À l’origine, 6 ou 7 colonnes d’inscriptions hiéroglyphiques gravées se développaient sur chaque face latérale du siège – aucune trace visible ne subsiste sur la face arrière – et devaient donner le nom et les titres du propriétaire. Cependant, l’espace permet le développement d’un texte plus long, peut-être une formule d’offrandes élaborée et/ou une inscription autobiographique. On peut déterminer que sur le côté droit, la lecture se faisait de haut en bas et de droite à gauche ; c’est le seul côté qui a conservé quelques signes encore lisibles : le signe neb (« seigneur » ou « chaque ») dans la deuxième colonne, le groupe heb (« fête ») dans la troisième.

Historic

Acquise par Rodin entre 1893 et 1913.

BOREUX 1913 : Hôtel Biron, 82, Statue du [hiéroglyphes] dont la femme s'appelait [hiéroglyphes] est représenté assis, les mains posées sur les genoux. Les pieds manquent et l'épaule gauche est mutilée. Légendes de cinq lignes verticales, sur l'un des côtés du siège ; de six lignes sur l'autre côté, d'une ligne au dos des la statue. Calcaire peint en rouge. Haut. 48 cent. ; Larg. 26. Estimé mille huit cent francs.

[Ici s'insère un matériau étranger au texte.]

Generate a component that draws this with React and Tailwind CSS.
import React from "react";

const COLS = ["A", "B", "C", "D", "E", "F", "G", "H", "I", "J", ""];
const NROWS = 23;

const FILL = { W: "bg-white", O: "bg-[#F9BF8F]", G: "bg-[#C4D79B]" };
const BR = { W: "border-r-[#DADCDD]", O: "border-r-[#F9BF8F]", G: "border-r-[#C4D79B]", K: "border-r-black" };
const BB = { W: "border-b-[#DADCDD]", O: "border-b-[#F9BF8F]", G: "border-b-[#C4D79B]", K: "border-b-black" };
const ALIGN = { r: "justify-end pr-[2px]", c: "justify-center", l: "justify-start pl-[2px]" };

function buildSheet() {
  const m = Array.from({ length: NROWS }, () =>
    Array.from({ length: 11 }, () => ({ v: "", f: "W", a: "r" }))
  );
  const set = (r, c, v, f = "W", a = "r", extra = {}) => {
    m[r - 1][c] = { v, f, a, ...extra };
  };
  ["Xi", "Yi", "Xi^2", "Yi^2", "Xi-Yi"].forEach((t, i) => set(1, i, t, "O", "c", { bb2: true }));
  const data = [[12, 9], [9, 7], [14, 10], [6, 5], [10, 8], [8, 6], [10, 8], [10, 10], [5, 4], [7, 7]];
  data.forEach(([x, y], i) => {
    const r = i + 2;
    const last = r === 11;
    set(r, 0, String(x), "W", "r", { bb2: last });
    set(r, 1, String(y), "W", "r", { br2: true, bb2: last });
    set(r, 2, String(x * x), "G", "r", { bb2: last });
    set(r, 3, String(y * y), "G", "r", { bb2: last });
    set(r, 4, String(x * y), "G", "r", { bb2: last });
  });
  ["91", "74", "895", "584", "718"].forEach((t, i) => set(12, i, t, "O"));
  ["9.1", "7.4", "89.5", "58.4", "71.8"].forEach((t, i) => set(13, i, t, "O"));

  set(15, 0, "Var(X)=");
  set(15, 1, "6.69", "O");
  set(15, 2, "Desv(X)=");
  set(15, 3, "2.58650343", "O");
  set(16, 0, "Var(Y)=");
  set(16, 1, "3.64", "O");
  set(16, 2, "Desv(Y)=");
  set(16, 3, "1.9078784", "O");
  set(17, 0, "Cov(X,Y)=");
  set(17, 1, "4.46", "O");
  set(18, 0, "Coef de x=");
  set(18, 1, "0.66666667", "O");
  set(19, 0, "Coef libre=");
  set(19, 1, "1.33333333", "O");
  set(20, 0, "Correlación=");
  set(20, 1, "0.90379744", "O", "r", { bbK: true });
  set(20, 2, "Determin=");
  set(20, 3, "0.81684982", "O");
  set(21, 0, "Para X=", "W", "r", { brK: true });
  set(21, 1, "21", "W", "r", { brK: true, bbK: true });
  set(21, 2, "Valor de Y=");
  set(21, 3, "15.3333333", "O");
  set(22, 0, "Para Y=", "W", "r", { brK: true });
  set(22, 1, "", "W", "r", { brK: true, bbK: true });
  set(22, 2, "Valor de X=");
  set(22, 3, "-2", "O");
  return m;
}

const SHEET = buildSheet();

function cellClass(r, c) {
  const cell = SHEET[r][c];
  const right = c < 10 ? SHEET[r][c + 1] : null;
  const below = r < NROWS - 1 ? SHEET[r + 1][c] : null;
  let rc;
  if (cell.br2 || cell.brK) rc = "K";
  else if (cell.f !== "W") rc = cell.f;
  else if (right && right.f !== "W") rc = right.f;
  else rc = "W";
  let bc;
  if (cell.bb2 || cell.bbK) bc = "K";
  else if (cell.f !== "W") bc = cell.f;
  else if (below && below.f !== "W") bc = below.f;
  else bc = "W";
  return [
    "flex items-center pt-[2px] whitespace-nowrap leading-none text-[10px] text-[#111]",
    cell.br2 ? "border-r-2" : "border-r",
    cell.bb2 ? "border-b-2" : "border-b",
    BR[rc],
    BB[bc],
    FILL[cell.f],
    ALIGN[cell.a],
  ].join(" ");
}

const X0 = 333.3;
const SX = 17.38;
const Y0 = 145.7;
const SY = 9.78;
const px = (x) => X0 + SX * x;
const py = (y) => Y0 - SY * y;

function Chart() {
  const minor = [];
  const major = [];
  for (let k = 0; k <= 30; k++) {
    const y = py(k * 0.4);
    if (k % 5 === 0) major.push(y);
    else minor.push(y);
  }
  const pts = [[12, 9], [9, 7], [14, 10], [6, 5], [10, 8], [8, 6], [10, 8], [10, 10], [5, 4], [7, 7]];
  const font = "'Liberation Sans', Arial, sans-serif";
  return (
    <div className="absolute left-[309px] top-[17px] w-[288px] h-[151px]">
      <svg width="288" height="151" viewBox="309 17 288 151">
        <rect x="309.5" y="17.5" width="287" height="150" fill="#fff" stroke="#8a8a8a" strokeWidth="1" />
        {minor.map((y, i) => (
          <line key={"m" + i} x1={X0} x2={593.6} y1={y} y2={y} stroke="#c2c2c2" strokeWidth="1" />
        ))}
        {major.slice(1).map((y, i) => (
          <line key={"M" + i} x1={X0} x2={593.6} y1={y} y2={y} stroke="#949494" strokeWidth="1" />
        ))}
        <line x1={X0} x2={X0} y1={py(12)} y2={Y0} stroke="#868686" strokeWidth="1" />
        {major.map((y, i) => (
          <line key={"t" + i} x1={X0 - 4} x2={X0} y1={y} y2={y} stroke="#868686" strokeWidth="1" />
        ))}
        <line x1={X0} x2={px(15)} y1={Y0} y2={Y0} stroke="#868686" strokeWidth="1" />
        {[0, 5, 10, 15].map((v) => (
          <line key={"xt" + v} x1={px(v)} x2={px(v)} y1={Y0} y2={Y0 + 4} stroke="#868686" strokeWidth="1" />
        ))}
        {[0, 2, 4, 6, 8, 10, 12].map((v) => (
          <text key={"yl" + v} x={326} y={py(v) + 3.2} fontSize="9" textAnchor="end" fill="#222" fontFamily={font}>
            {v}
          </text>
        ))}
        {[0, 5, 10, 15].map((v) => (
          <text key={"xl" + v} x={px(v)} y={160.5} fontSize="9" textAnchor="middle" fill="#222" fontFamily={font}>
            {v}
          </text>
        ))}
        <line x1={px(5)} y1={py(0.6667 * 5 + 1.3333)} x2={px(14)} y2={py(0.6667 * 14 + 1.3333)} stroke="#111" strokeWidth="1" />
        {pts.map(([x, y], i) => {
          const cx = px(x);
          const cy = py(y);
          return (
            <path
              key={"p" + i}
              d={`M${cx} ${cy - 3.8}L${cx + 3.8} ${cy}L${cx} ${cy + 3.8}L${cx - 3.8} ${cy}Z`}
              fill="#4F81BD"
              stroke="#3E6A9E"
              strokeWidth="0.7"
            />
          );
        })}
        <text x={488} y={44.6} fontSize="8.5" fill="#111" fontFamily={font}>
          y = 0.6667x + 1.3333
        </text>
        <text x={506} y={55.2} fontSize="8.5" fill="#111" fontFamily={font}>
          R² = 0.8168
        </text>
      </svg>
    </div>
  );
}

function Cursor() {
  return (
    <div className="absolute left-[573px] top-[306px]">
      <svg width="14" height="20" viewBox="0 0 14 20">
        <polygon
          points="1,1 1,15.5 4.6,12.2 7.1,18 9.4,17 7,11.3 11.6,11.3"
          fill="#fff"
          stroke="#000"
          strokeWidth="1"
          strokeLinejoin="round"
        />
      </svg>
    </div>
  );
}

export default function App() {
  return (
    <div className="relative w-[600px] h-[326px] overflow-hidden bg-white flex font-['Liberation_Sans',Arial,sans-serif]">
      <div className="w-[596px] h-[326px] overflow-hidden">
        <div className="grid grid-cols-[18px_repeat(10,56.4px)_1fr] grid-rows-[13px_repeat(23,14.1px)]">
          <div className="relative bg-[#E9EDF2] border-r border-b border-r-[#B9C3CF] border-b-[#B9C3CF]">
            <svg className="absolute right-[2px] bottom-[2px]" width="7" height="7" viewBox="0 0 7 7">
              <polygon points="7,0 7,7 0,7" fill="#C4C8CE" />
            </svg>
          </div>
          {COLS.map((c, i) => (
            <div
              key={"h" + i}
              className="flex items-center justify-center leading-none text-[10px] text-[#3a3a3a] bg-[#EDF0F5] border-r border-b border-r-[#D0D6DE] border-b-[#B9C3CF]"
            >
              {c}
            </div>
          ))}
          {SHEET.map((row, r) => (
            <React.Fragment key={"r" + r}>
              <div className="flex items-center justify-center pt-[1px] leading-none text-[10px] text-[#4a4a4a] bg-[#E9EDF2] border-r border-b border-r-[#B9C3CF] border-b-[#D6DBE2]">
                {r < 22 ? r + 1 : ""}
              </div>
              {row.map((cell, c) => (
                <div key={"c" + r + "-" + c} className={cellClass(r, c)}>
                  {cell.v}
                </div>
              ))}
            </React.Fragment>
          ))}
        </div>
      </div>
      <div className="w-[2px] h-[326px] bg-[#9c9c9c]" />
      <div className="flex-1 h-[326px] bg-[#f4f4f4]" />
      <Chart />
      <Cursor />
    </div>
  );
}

Donation Rodin à l’État français 1916

Historic comment

La statue fut exposée sur une sellette dans le vestibule de l’hôtel Biron, parmi les chefs-d’œuvre de la collection égyptienne, là où Charles Boreux la décrivit à l’été 1913 dans l’inventaire qu’il fit en vue de la donation à l’État français. Elle y fut photographiée par Eugène Druet après mai 1913 (Ph.04097, 02474).

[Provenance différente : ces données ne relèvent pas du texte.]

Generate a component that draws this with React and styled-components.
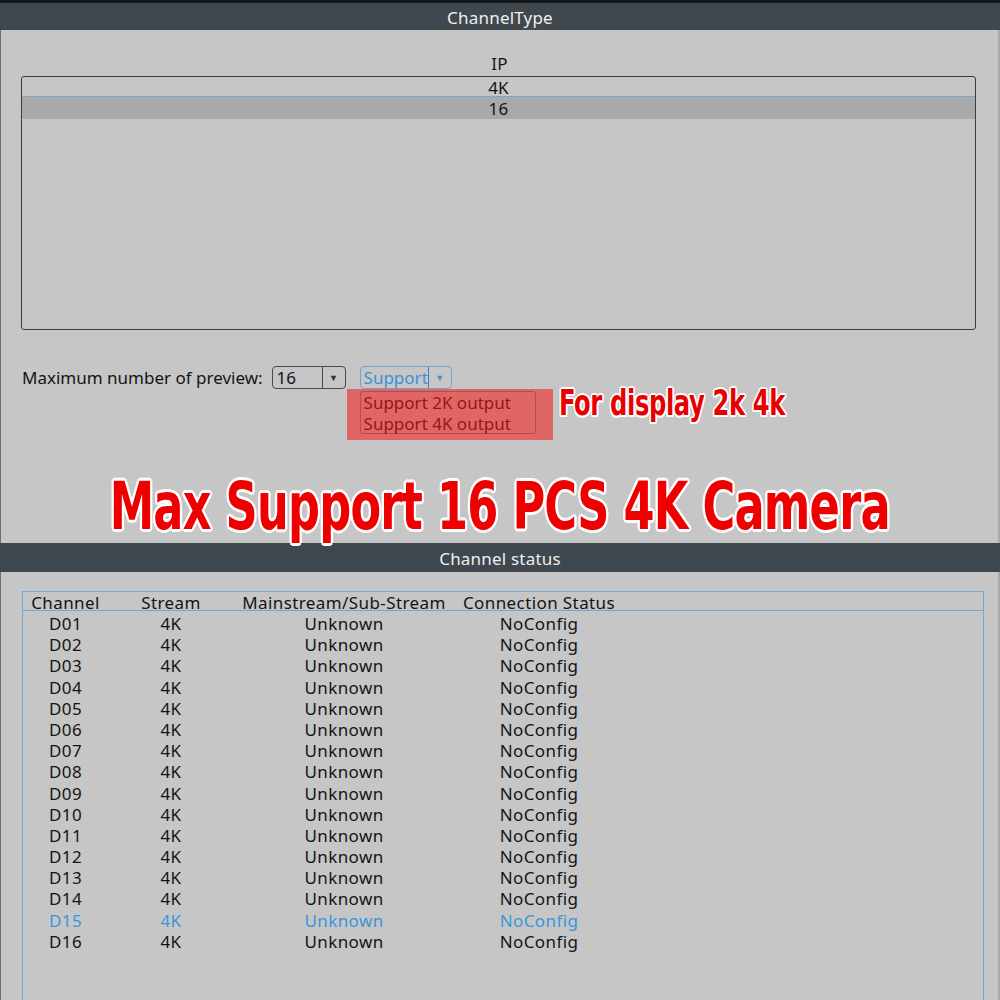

Elle fait partie de l’ensemble des œuvres égyptiennes et assyriennes qui furent déposées au musée du Louvre en 1933-34 et inventoriée sous le numéro E. 15547 : « Statue en terre cuite peinte stuquée d’un personnage assis, les mains posées sur les cuisses sur un siège cubique. Très dégradée. L’épiderme de stuc n’est conservé que sur le visage (bouche et menton refaits au plâtre), sur une partie de l’avant-bras gauche et sur le haut de la cuisse droite. Les parois latérales du siège étaient couvertes par une inscription en colonne, dont on ne distingue encore sur le côté droit, le mot (…). Haut. 0m49. » La statue fut rendue au musée Rodin en 2004.